---- RECORDED INFORMATION

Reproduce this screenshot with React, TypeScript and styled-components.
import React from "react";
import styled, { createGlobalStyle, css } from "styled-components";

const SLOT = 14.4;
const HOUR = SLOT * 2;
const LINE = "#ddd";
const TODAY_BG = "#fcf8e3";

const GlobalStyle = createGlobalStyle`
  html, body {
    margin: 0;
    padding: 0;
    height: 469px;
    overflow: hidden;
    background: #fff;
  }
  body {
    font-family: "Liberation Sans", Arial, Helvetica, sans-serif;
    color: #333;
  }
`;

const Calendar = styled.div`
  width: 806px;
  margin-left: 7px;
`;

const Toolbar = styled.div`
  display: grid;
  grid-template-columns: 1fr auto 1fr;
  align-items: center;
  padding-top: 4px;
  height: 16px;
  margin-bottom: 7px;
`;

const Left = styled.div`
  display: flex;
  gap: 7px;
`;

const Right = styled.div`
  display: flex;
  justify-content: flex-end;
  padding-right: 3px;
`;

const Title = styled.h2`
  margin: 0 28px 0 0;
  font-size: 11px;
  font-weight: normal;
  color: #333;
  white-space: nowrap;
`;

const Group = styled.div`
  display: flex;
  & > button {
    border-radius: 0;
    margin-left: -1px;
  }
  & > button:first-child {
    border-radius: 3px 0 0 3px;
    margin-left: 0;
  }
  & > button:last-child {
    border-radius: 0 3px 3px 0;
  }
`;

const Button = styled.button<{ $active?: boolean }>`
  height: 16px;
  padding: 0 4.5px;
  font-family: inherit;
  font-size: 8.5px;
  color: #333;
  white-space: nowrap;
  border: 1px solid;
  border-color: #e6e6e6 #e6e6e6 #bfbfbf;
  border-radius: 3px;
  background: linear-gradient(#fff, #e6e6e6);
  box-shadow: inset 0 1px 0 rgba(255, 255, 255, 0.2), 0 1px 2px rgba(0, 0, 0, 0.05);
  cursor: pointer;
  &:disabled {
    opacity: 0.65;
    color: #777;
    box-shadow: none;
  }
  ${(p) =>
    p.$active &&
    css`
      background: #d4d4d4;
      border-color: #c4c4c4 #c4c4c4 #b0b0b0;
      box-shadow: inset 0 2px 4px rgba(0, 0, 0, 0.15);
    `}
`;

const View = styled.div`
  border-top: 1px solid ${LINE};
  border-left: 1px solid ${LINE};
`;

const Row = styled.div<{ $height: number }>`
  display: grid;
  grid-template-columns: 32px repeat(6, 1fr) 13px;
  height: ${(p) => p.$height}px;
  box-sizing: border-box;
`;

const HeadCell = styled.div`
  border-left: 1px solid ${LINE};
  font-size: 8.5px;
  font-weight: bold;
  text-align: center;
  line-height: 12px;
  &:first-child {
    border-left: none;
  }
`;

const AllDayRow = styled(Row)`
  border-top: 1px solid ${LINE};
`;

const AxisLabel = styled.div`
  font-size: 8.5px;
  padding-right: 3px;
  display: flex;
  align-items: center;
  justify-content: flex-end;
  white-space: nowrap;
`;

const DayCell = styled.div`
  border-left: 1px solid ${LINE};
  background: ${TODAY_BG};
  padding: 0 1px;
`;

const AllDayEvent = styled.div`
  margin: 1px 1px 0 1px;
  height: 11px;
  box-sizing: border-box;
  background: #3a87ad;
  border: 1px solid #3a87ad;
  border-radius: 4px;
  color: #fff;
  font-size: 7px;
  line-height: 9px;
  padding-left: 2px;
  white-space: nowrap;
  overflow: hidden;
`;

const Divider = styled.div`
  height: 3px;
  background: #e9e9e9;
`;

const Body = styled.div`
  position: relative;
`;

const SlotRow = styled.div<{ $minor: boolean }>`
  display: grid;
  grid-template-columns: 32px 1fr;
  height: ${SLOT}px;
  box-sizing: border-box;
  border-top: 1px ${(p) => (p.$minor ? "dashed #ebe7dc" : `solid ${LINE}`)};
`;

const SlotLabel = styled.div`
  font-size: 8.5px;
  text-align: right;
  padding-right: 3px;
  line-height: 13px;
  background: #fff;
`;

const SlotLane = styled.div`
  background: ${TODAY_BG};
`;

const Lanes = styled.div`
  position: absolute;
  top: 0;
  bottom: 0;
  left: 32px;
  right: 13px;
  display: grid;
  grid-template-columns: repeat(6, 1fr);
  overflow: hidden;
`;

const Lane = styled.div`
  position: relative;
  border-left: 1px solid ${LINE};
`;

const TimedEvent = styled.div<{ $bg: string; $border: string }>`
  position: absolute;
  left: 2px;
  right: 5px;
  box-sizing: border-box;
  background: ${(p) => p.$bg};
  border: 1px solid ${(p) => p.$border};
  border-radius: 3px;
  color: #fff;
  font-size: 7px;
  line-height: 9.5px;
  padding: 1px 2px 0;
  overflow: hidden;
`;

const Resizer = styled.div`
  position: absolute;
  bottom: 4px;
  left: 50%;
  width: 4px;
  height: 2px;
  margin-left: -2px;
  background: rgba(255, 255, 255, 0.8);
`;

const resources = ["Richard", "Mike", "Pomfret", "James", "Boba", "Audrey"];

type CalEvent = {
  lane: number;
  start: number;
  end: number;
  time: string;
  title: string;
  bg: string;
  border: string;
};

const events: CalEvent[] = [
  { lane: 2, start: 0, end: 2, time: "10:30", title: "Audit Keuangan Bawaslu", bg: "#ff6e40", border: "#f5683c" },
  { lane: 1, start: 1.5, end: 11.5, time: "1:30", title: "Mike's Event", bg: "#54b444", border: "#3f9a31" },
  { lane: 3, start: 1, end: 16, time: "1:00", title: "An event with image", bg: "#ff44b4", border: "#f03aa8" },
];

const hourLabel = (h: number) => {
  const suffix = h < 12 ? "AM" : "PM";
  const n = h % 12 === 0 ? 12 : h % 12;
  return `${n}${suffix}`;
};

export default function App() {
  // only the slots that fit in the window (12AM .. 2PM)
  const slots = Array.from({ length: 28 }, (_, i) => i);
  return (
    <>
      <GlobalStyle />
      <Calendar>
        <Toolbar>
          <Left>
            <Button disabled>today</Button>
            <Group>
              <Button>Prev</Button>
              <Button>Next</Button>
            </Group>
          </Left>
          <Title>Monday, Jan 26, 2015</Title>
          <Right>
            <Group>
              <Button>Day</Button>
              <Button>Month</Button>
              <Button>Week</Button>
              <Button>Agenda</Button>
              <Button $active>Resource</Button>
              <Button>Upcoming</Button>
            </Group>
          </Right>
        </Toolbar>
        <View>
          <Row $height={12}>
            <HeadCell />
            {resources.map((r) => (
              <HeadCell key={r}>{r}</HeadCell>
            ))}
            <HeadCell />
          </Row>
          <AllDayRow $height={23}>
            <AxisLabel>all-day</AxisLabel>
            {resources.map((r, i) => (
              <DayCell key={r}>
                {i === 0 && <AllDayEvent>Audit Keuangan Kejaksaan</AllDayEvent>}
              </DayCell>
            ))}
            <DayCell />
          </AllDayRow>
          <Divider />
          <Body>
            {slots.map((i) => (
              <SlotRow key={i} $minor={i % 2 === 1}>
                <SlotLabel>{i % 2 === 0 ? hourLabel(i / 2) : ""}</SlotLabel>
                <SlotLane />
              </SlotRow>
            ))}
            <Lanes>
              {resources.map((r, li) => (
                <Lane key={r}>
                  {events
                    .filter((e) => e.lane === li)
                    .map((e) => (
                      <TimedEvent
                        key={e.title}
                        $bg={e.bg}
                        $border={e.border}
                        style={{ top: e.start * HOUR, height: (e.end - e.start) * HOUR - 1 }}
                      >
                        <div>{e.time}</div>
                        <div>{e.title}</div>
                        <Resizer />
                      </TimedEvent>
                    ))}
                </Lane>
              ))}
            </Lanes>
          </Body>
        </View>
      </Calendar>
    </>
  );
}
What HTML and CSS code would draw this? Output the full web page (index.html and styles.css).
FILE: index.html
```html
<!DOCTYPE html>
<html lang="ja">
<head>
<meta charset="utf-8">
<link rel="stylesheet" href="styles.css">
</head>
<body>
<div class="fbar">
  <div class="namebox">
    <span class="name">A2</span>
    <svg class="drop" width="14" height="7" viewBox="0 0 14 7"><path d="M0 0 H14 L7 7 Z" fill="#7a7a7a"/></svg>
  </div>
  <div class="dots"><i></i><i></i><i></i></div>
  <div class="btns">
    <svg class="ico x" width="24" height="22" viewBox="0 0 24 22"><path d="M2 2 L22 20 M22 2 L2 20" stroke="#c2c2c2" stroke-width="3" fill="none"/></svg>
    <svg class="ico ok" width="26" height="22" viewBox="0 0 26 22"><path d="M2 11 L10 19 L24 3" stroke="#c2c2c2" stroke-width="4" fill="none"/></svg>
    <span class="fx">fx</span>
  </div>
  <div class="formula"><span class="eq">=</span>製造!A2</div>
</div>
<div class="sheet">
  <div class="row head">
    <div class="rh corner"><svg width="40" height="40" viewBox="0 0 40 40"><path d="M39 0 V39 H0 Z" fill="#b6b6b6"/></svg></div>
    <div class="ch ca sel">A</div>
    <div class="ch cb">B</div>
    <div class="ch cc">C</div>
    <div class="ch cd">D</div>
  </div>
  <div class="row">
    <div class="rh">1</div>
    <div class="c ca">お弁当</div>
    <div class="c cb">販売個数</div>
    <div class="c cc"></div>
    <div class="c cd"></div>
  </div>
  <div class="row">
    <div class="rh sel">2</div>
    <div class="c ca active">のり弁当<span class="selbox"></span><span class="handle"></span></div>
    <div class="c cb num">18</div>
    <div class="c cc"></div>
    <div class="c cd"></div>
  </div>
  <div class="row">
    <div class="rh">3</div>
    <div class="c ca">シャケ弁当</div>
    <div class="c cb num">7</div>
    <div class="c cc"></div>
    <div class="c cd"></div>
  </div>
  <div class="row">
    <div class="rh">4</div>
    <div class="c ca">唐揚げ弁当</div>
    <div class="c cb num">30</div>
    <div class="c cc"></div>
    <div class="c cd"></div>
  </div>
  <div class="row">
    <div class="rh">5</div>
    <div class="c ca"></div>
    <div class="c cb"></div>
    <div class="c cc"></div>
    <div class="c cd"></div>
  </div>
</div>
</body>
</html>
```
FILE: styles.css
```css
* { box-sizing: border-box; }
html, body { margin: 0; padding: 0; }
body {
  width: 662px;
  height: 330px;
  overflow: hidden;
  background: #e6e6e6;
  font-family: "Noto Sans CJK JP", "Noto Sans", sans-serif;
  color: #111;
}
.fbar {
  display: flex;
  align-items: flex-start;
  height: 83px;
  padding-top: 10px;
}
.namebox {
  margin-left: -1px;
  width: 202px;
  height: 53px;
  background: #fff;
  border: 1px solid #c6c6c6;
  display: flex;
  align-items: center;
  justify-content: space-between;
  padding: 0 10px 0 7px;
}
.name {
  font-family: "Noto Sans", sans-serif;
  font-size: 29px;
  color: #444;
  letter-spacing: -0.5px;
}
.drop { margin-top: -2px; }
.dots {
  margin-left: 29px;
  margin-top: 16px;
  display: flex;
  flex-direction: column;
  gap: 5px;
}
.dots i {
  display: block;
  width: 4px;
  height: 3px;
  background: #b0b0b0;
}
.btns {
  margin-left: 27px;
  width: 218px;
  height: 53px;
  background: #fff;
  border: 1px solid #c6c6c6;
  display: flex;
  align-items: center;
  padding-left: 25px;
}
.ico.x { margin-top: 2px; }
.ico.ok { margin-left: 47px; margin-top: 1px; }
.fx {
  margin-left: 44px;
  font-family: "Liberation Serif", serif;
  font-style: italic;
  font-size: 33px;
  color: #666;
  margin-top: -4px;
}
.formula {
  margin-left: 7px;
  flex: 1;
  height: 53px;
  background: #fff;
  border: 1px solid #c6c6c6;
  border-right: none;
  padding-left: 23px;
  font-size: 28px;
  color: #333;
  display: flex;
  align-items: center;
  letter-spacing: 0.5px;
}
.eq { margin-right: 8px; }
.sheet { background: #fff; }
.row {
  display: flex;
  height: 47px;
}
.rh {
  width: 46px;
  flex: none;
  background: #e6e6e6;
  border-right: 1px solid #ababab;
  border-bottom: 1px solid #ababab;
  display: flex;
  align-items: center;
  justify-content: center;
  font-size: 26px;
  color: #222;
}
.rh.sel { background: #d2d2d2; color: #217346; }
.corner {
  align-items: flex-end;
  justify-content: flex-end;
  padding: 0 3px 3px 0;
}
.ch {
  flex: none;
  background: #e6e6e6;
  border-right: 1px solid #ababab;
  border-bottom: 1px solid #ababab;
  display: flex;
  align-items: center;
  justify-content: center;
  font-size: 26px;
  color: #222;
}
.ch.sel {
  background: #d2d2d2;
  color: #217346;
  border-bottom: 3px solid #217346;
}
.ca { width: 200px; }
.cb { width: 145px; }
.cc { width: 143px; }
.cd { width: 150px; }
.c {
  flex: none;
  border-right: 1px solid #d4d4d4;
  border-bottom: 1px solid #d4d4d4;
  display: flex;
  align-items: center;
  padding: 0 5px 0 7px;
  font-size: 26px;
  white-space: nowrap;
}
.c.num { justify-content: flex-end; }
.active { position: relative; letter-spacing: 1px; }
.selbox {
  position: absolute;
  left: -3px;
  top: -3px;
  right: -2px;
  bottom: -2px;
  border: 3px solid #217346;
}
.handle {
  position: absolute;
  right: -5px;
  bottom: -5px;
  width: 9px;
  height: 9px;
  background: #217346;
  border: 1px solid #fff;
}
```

--------

Select and copy every line of the material that holds the string "styles".

What HTML and CSS code would draw this? Output the full web page (index.html and styles.css).
<link rel="stylesheet" href="styles.css">
FILE: styles.css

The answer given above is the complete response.